======== Records for this task ========
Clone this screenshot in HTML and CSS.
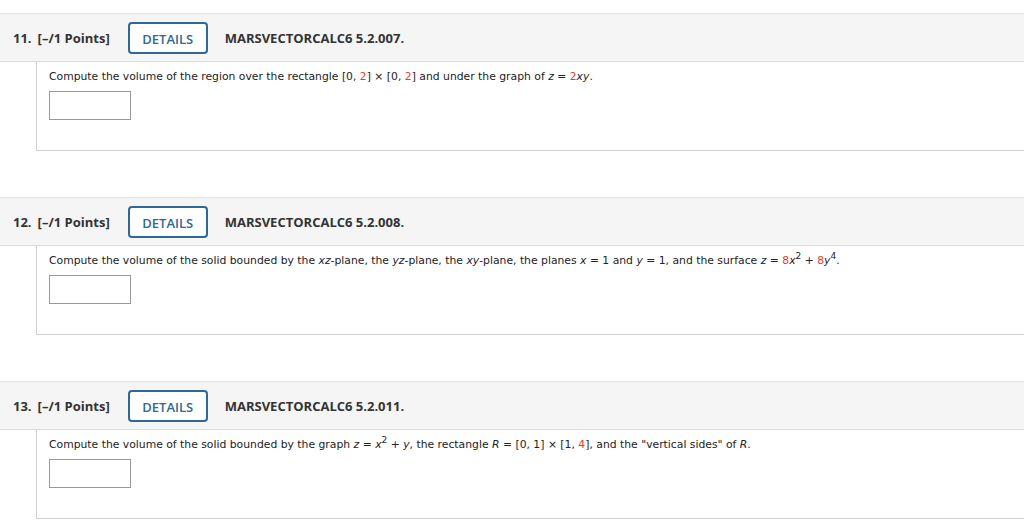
FILE: index.html
```html
<!DOCTYPE html>
<html lang="en">
<head>
    <meta charset="UTF-8">
    <meta name="viewport" content="width=device-width, initial-scale=1.0">
    <title>MARSVECTORCALC6 5.2</title>
    <link rel="stylesheet" href="styles.css">
</head>
<body>
    <div class="question">
        <div class="q-head">
            <span class="q-num">11.</span>
            <span class="q-points">[&ndash;/1 Points]</span>
            <button class="details">DETAILS</button>
            <span class="q-ref">MARSVECTORCALC6 5.2.007.</span>
        </div>
        <div class="q-body">
            <p>Compute the volume of the region over the rectangle [0, <span class="red">2</span>] &times; [0, <span class="red">2</span>] and under the graph of <i>z</i> = <span class="red">2</span><i>xy</i>.</p>
            <input type="text" class="answer">
        </div>
    </div>

    <div class="question">
        <div class="q-head">
            <span class="q-num">12.</span>
            <span class="q-points">[&ndash;/1 Points]</span>
            <button class="details">DETAILS</button>
            <span class="q-ref">MARSVECTORCALC6 5.2.008.</span>
        </div>
        <div class="q-body">
            <p>Compute the volume of the solid bounded by the <i>xz</i>-plane, the <i>yz</i>-plane, the <i>xy</i>-plane, the planes <i>x</i> = 1 and <i>y</i> = 1, and the surface <i>z</i> = <span class="red">8</span><i>x</i><sup>2</sup> + <span class="red">8</span><i>y</i><sup>4</sup>.</p>
            <input type="text" class="answer">
        </div>
    </div>

    <div class="question">
        <div class="q-head">
            <span class="q-num">13.</span>
            <span class="q-points">[&ndash;/1 Points]</span>
            <button class="details">DETAILS</button>
            <span class="q-ref">MARSVECTORCALC6 5.2.011.</span>
        </div>
        <div class="q-body">
            <p>Compute the volume of the solid bounded by the graph <i>z</i> = <i>x</i><sup>2</sup> + <i>y</i>, the rectangle <i>R</i> = [0, 1] &times; [1, <span class="red">4</span>], and the "vertical sides" of <i>R</i>.</p>
            <input type="text" class="answer">
        </div>
    </div>
</body>
</html>
```

FILE: styles.css
```css
body {
    margin: 0;
    padding-top: 13px;
    background: #fff;
    font-family: "DejaVu Sans", Verdana, sans-serif;
    color: #222;
}
.question {
    margin-bottom: 46px;
}
.question:last-child {
    margin-bottom: 0;
}
.q-head {
    display: flex;
    align-items: center;
    height: 47px;
    padding-left: 13px;
    background-color: #f5f5f5;
    border-top: 1px solid #e2e2e2;
    border-bottom: 1px solid #dcdcdc;
    font-family: "Open Sans", sans-serif;
    font-weight: bold;
    font-size: 13px;
    color: #333;
}
.q-num {
    margin-right: 6px;
}
.details {
    margin-left: 18px;
    margin-right: 17px;
    width: 80px;
    height: 32px;
    padding: 3px 0 0;
    background: #fff;
    border: 2px solid #2f6797;
    border-radius: 4px;
    color: #2f6797;
    font-family: "Open Sans", sans-serif;
    font-weight: 600;
    font-size: 13px;
    cursor: pointer;
}
.q-body {
    margin-left: 36px;
    padding: 8px 12px 30px;
    border-left: 1px solid #d0d0d0;
    border-bottom: 1px solid #d0d0d0;
}
.q-body p {
    margin: 0 0 7px;
    font-size: 10.8px;
    line-height: 14px;
}
.q-body i {
    font-style: italic;
}
.q-body sup {
    font-size: 9px;
    line-height: 0;
    vertical-align: 5px;
}
.red {
    color: #e8382c;
}
.answer {
    display: block;
    width: 82px;
    height: 29px;
    box-sizing: border-box;
    border: 1px solid #999;
    margin: 0;
}
```
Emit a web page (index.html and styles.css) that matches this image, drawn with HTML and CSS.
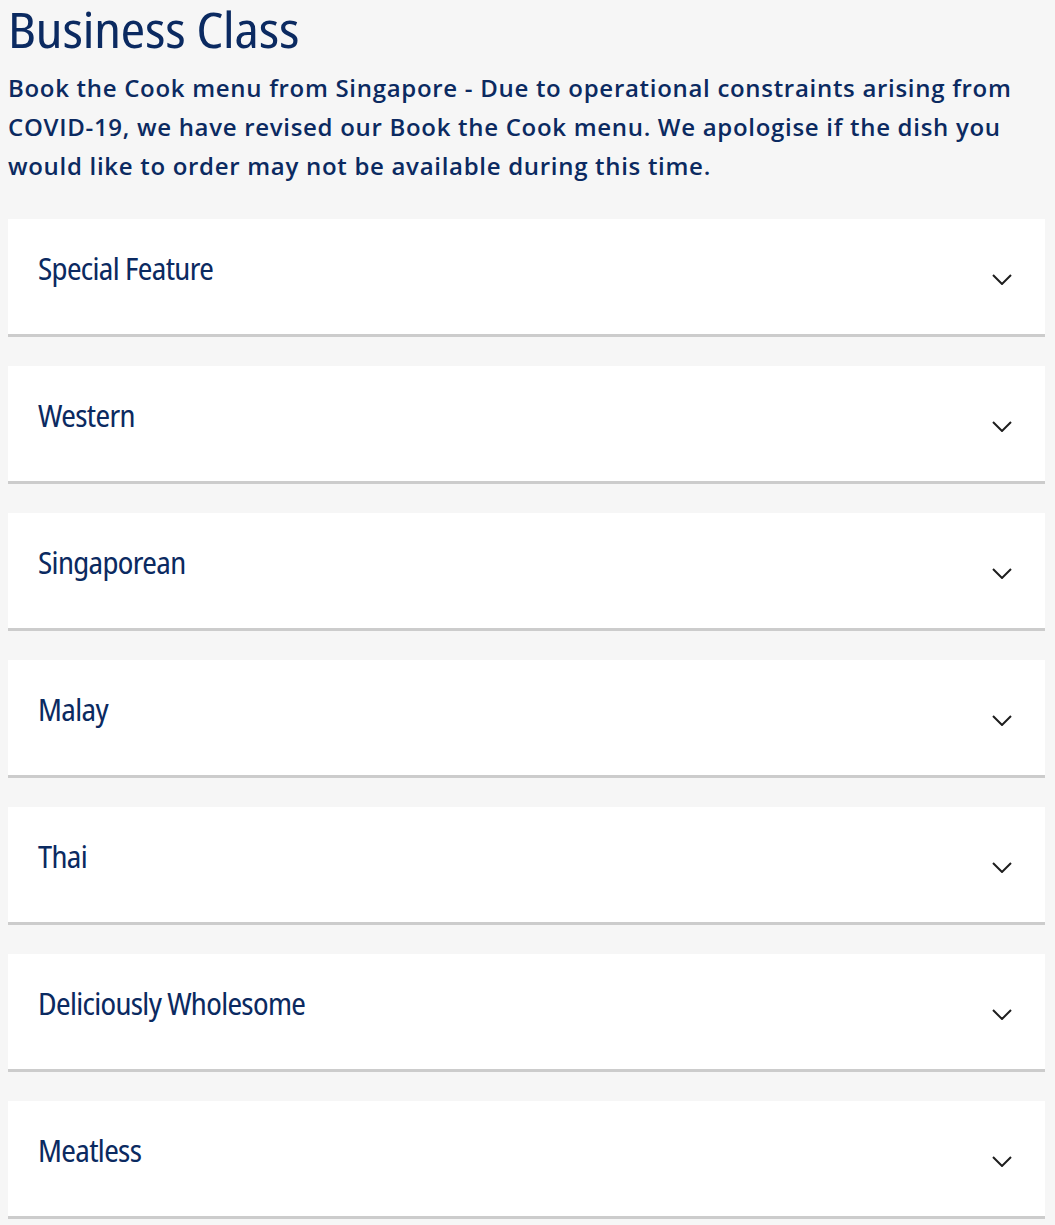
FILE: index.html
```html
<!DOCTYPE html>
<html lang="en">
<head>
<meta charset="utf-8">
<title>Business Class</title>
<link rel="stylesheet" href="styles.css">
</head>
<body>
<main class="page">
  <h1 class="title">Business Class</h1>
  <p class="intro">Book the Cook menu from Singapore - Due to operational constraints arising from COVID-19, we have revised our Book the Cook menu. We apologise if the dish you would like to order may not be available during this time.</p>
  <ul class="accordion">
    <li class="item"><span class="label">Special Feature</span><svg class="chev" viewBox="0 0 20 11"><path d="M1 1 L10 10 L19 1"/></svg></li>
    <li class="item"><span class="label">Western</span><svg class="chev" viewBox="0 0 20 11"><path d="M1 1 L10 10 L19 1"/></svg></li>
    <li class="item"><span class="label">Singaporean</span><svg class="chev" viewBox="0 0 20 11"><path d="M1 1 L10 10 L19 1"/></svg></li>
    <li class="item"><span class="label">Malay</span><svg class="chev" viewBox="0 0 20 11"><path d="M1 1 L10 10 L19 1"/></svg></li>
    <li class="item"><span class="label">Thai</span><svg class="chev" viewBox="0 0 20 11"><path d="M1 1 L10 10 L19 1"/></svg></li>
    <li class="item"><span class="label">Deliciously Wholesome</span><svg class="chev" viewBox="0 0 20 11"><path d="M1 1 L10 10 L19 1"/></svg></li>
    <li class="item"><span class="label">Meatless</span><svg class="chev" viewBox="0 0 20 11"><path d="M1 1 L10 10 L19 1"/></svg></li>
  </ul>
</main>
</body>
</html>
```

FILE: styles.css
```css
html, body {
  margin: 0;
  padding: 0;
  background: #f6f6f6;
}
.page {
  padding: 0 10px 0 8px;
  color: #0b2a61;
}
.title {
  margin: 0;
  padding-top: 1px;
  font-family: "Noto Sans Display", "Open Sans", sans-serif;
  font-weight: 400;
  font-stretch: 87.5%;
  font-size: 50px;
  line-height: 56px;
  letter-spacing: -0.1px;
  color: #0b2a61;
}
.intro {
  margin: 11px 0 0;
  font-family: "Open Sans", sans-serif;
  font-weight: 600;
  font-size: 24px;
  line-height: 39px;
  letter-spacing: 0.7px;
  color: #0b2a61;
}
.accordion {
  list-style: none;
  margin: 34px 0 0;
  padding: 0;
  display: flex;
  flex-direction: column;
  gap: 29px;
}
.item {
  background: #fff;
  height: 115px;
  border-bottom: 3px solid #cccccc;
  display: flex;
  align-items: center;
  justify-content: space-between;
  padding: 0 33px 0 30px;
}
.label {
  font-family: "Noto Sans Display", "Open Sans", sans-serif;
  font-stretch: 87.5%;
  font-size: 30px;
  letter-spacing: -0.65px;
  color: #0b2a61;
  margin-top: -16px;
}
.chev {
  width: 20px;
  height: 11px;
  fill: none;
  stroke: #1e1e1e;
  stroke-width: 2;
  margin-top: 5px;
}
```
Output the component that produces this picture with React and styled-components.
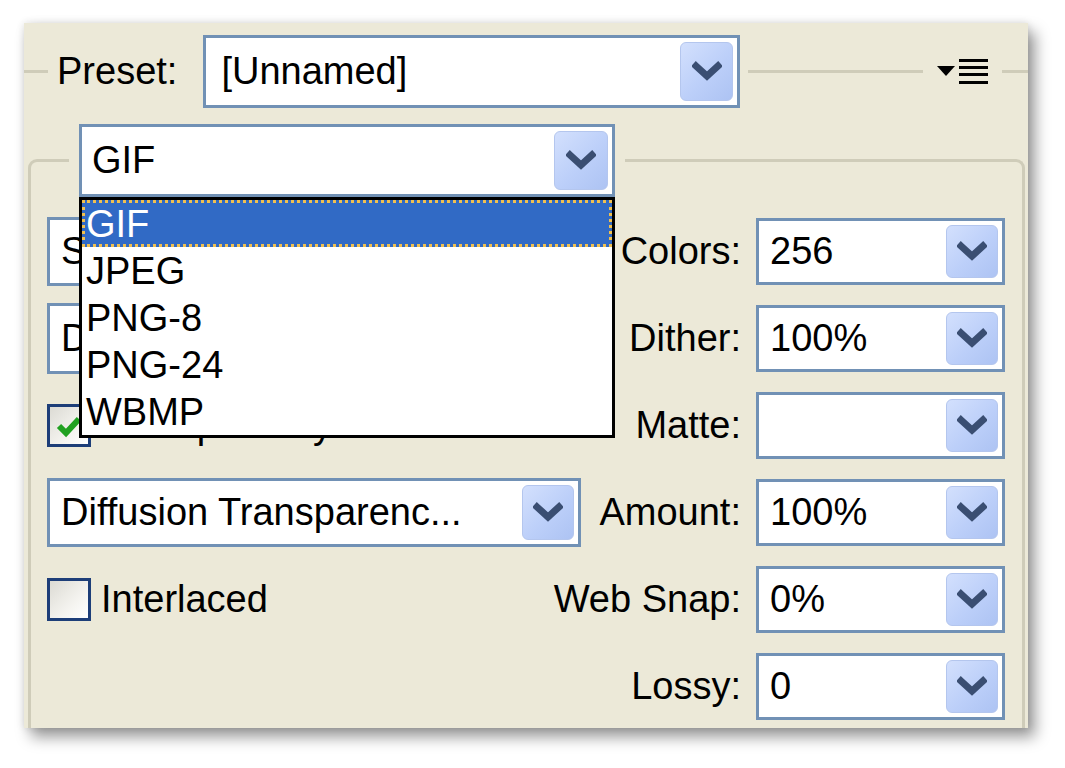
import React from 'react';
import styled, { createGlobalStyle } from 'styled-components';

const GlobalStyle = createGlobalStyle`
  html, body {
    margin: 0;
    padding: 0;
    background: #ffffff;
  }
  body {
    font-family: 'Liberation Sans', Arial, sans-serif;
    color: #000000;
  }
`

const Page = styled.div`
  width: 1065px;
  height: 768px;
  padding: 23px 0 0 24px;
  box-sizing: border-box;
`

const Panel = styled.div`
  width: 1004px;
  height: 705px;
  background: #ece9d8;
  box-sizing: border-box;
  padding-top: 12px;
  overflow: hidden;
  box-shadow: 7px 9px 14px rgba(0, 0, 0, 0.4), 0 0 8px rgba(0, 0, 0, 0.12);
`

const PresetRow = styled.div`
  display: flex;
  align-items: center;
  height: 73px;
`

const Rule = styled.div`
  height: 3px;
  background: #cfccb9;
  flex: ${p => (p.grow ? '1' : 'none')};
  width: ${p => (p.w ? p.w + 'px' : 'auto')};
  margin-left: ${p => p.ml || 0}px;
`

const PresetLabel = styled.span`
  font-size: 38px;
  margin: 0 26px 0 9px;
  white-space: nowrap;
`

const Combo = styled.div`
  position: relative;
  width: ${p => p.w}px;
  height: ${p => p.h || 67}px;
  box-sizing: border-box;
  border: 3px solid #7191b5;
  background: #ffffff;
  display: flex;
  align-items: center;
  padding: 0 4px 0 ${p => p.pad || 11}px;
  font-size: 38px;
  white-space: nowrap;
`

const ComboText = styled.span`
  flex: 1;
  overflow: hidden;
`

const DropButton = styled.div`
  width: ${p => p.w || 52}px;
  align-self: stretch;
  margin: 4px 0;
  box-sizing: border-box;
  border-radius: 6px;
  border: 1px solid #b4c6ee;
  background: linear-gradient(135deg, #d3e0fd 0%, #bccff9 55%, #adc3f3 100%);
  display: flex;
  align-items: center;
  justify-content: center;
`

const MenuIcon = styled.div`
  display: flex;
  align-items: center;
  margin: 0 14px;
`

const Group = styled.fieldset`
  margin: 16px 3px 0 4px;
  padding: 21px 17px 0 16px;
  border: 3px solid #cfccb9;
  border-bottom: none;
  border-radius: 9px 9px 0 0;
  min-width: 0;
  height: 700px;
  box-sizing: border-box;
`

const FormatLegend = styled.legend`
  position: relative;
  margin-left: 22px;
  padding: 0 10px;
`

const FormatList = styled.ul`
  position: absolute;
  top: 100%;
  left: 10px;
  width: 536px;
  box-sizing: border-box;
  margin: 0;
  padding: 0;
  list-style: none;
  background: #ffffff;
  border: 3px solid #000000;
  z-index: 5;
`

const FormatItem = styled.li`
  height: 47px;
  line-height: 43px;
  box-sizing: border-box;
  padding-left: 1px;
  font-size: 38px;
  color: ${p => (p.active ? '#ffffff' : '#000000')};
  background: ${p => (p.active ? '#316ac5' : 'transparent')};
  border: 3px dotted ${p => (p.active ? '#f0c050' : 'transparent')};
`

const Grid = styled.div`
  display: grid;
  grid-template-columns: 500px minmax(0, 1fr) 249px;
  grid-auto-rows: 67px;
  row-gap: 20px;
  align-items: center;
`

const FieldLabel = styled.span`
  grid-column: 2;
  justify-self: end;
  padding-right: 15px;
  font-size: 38px;
  white-space: nowrap;
`

const Left = styled.div`
  grid-column: 1;
`

const Right = styled.div`
  grid-column: 3;
`

const CheckRow = styled.label`
  display: flex;
  align-items: center;
  gap: 10px;
  font-size: 38px;
  white-space: nowrap;
`

const CheckBox = styled.span`
  flex: none;
  width: 44px;
  height: 43px;
  box-sizing: border-box;
  border: 3px solid #1d3e78;
  background: linear-gradient(135deg, #dcdbd4 0%, #f4f3ef 60%, #ffffff 100%);
  display: flex;
  align-items: center;
  justify-content: center;
`

function Chevron() {
  return (
    <svg width="30" height="22" viewBox="0 0 30 22">
      <polyline
        points="4,5 15,15 26,5"
        fill="none"
        stroke="#3a4e72"
        strokeWidth="7"
        strokeLinecap="square"
        strokeLinejoin="miter"
      />
    </svg>
  );
}

function Select({ value, w, h, pad, bw }) {
  return (
    <Combo w={w} h={h} pad={pad}>
      <ComboText>{value}</ComboText>
      <DropButton w={bw}>
        <Chevron />
      </DropButton>
    </Combo>
  );
}

function Check({ checked, label }) {
  return (
    <CheckRow>
      <CheckBox>
        {checked && (
          <svg width="26" height="24" viewBox="0 0 26 24">
            <polyline points="3,12 10,19 23,5" fill="none" stroke="#21a121" strokeWidth="6" />
          </svg>
        )}
      </CheckBox>
      {label}
    </CheckRow>
  );
}

const formats = ['GIF', 'JPEG', 'PNG-8', 'PNG-24', 'WBMP'];

export default function App() {
  return (
    <Page>
      <GlobalStyle />
      <Panel>
        <PresetRow>
          <Rule w={24} />
          <PresetLabel>Preset:</PresetLabel>
          <Select value="[Unnamed]" w={537} h={73} pad={15} bw={53} />
          <Rule grow ml={8} />
          <MenuIcon>
            <svg width="51" height="27" viewBox="0 0 51 27">
              <polygon points="0,8 18,8 9,18" fill="#000" />
              <rect x="22" y="1" width="29" height="3" fill="#000" />
              <rect x="22" y="8" width="29" height="3" fill="#000" />
              <rect x="22" y="15" width="29" height="3" fill="#000" />
              <rect x="22" y="23" width="29" height="3" fill="#000" />
            </svg>
          </MenuIcon>
          <Rule w={26} />
        </PresetRow>

        <Group>
          <FormatLegend>
            <Select value="GIF" w={536} h={73} pad={10} bw={54} />
            <FormatList>
              {formats.map((f, i) => (
                <FormatItem key={f} active={i === 0}>{f}</FormatItem>
              ))}
            </FormatList>
          </FormatLegend>

          <Grid>
            <Left><Select value="Selective" w={534} h={69} /></Left>
            <FieldLabel>Colors:</FieldLabel>
            <Right><Select value="256" w={249} /></Right>

            <Left><Select value="Diffusion" w={534} h={71} /></Left>
            <FieldLabel>Dither:</FieldLabel>
            <Right><Select value="100%" w={249} /></Right>

            <Left><Check checked label="Transparency" /></Left>
            <FieldLabel>Matte:</FieldLabel>
            <Right><Select value="" w={249} /></Right>

            <Left><Select value="Diffusion Transparenc..." w={534} h={69} /></Left>
            <FieldLabel>Amount:</FieldLabel>
            <Right><Select value="100%" w={249} /></Right>

            <Left><Check label="Interlaced" /></Left>
            <FieldLabel>Web Snap:</FieldLabel>
            <Right><Select value="0%" w={249} /></Right>

            <FieldLabel>Lossy:</FieldLabel>
            <Right><Select value="0" w={249} /></Right>
          </Grid>
        </Group>
      </Panel>
    </Page>
  );
}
========
Written instruction
Where a line above contains the word "with", copy that line.

Reply
Emit a web page (index.html and styles.css) that matches this image, drawn with HTML and CSS.
Output the component that produces this picture with React and styled-components.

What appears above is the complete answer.